Die drei österlichen Tage sind der Höhepunkt des Kirchenjahrs
Mit der Messe vom letzten Abendmahl am Gründonnerstag endet schließlich die Fastenzeit. Die drei österlichen Tage beginnen, der Höhepunkt des Kirchenjahrs. Michael Wagner: „Mit dem letzten Abendmahl feiern wir bis einschließlich der Osternacht im Grunde einen Gottesdienst. Der Gründonnerstag hat keinen Segen und endet in Stille. Am Karfreitag zieht der Priester in dieser Stille in die Kirche ein und wirft sich als Zeichen der Buße in stillem Gebet auf den Boden.“
Das Kreuz wird Stück für Stück enthüllt, alle Gläubigen verneigen sich vor ihm. „An diesem Tag läuten keine Glocken, jeglicher Schmuck ist aus der Kirche entfernt, der Altar mit violetten Tüchern verhüllt.“ Statt des Glockengeläuts ziehen in vielen Gemeinden am Karfreitag und Karsamstag bis heute die Ministrant:innen mit lauten Rätschen durch die Straßen, um an das Gebet zu erinnern und zum Gottesdienst zu rufen.
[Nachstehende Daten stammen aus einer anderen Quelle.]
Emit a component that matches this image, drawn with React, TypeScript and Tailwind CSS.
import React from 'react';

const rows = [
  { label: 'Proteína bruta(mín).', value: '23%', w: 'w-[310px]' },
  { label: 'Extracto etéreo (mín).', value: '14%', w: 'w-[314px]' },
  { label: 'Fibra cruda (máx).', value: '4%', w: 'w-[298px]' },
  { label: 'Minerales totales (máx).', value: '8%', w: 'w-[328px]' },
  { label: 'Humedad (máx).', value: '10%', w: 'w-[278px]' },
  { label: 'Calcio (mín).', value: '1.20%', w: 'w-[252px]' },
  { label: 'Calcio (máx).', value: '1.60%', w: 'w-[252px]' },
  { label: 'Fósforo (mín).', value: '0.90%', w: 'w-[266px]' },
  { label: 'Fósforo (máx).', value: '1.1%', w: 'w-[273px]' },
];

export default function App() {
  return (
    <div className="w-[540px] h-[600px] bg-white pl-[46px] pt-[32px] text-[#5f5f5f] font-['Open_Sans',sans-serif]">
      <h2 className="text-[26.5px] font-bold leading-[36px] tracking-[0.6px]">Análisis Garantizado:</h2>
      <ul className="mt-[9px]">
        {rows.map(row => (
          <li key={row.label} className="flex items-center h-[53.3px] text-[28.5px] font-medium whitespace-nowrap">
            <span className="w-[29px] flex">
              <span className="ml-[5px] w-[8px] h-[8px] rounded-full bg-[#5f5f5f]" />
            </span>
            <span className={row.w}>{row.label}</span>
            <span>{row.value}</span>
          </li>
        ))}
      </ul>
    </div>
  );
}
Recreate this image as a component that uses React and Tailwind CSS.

„Der Karsamstag hat einen eigenen Charakter für mich“, sagt Michael Wagner. „Die Kirche wird hergerichtet, die liturgischen Geräte werden geputzt, neue Tischdecken aufgelegt, Blumen angerichtet – ein Tag des Übergangs und der stillen Vorfreude.“
In der Osternacht wird das Licht Christi in die dunkle Kirche getragen
Abends wird am von den Ministrant:innen vorbereiteten Osterfeuer die Osterkerze entzündet. „Der Beginn der Osternacht ist frühestens um 21 Uhr am Abend, spätestens um 5 Uhr am Morgen des Ostertages“, heißt es im Direktorium. „In der Osternacht wird das Licht Christi in die dunkle Kirche getragen.“ Dann erklingt das Osterlob, das große Danklied für das Licht der Osternacht, ein besonderer, feierlich gesungener Text im Ton des Hochgebets: „Frohlocket, ihr Chöre der Engel, (…), preiset den Sieger, den erhabenen König!“
Viele Gläubige bringen in der Osternacht auch heute noch Osterkörbe mit, um die Speisen segnen zu lassen
Die Osternacht folgt einem großen Spannungsbogen: Von der Dunkelheit ins Licht, vom Tod zum Leben. Liturgisch ist sie durch vier Teile geprägt: Am Anfang entzündet die Gemeinde das Licht, hört die Heilstaten Gottes in sieben alttestamentlichen Lesungen (Direktorium: „Die Lesung vom Durchzug durch das Rote Meer darf niemals ausfallen“) und zwei aus dem Neuen Testament (Epistel und Evangelium). Im dritten Teil werden das Taufwasser geweiht, das Taufversprechen erneuert und das Sakrament der Taufe gespendet – sofern Taufbewerber da sind –, bevor der Gottesdienst in die Feier der Eucharistie mündet. „Viele Gläubige bringen in dieser Nacht Osterkörbe mit, um die Speisen segnen zu lassen. Das steht immer noch hoch im Kurs.“
Der Ostersonntag wiederum mit der liturgischen Farbe Weiß ist der ranghöchste Festtag im Kirchenjahr und „ein einziger Tag der Freude und des Lichts“, so Michael Wagner. „Wir singen mit neuer Freude wieder das Halleluja und das Gloria!“ Von heute an beginnt die 50-tägige Osterzeit bis Pfingsten.